Witam.
Mieszkam w miejscowości, gdzie zasięg u mnie w mieszkaniu jest naprawdę mizerny. Żeby porozmawiać trzeba wychodzić na strych lub podchodzić do okna w kuchni a to i tak nigdy nie daje gwarancji, że nasz rozmówca będzie mnie słyszał.
Posiadam działalność gospodarczą i wykonuję sporo telefonów. Naprawdę jest mi wstyd, gdy muszę po raz kolejny się tłumaczyć, że rozłączyło bo nie mam zasięgu... Firmę prowadzę w domu, w którym mieszkają także inni domownicy.
I tu moje pytanie - czy repeater/wzmacniacz sygnału gsm może mieć negatywny wpływ na zdrowie? Czy fale radiowe przez niego rozsyłane nie są szkodliwe?
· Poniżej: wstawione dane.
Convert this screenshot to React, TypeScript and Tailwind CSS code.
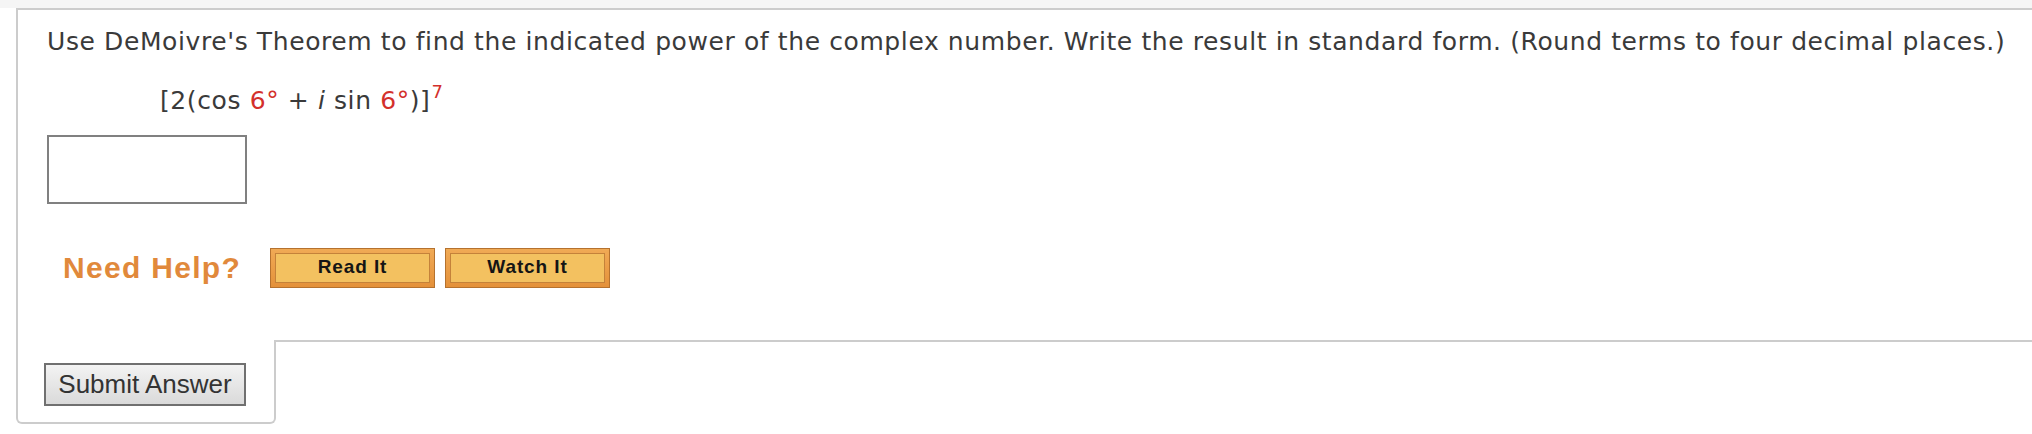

Jeśli ktoś ma jakieś rozeznanie prosiłbym o konkrety, najlepiej poparte jakimiś badaniami.
Chciałbym też zapytać jakie jest zużycie prądu przez takie urządzenie.
Czy znacie może jakieś alternatywne rozwiązania mojego problemu?
Jeśli repeater jest najlepszym rozwiązaniem, to jaki wybrać? Mogę na ten cel przeznaczyć jedynie do 500 zł.
A może da się jakoś zmusić operatora, żeby poprawił zasięg w mojej okolicy?
Mieszkam zaledwie 4 KM od masztu, siedziba firmy jest na 1 piętrze, a mimo tego zasięgu gsm nie ma... Sieć Orange (z zasięgiem innych operatorów jest jeszcze gorzej w mojej okolicy).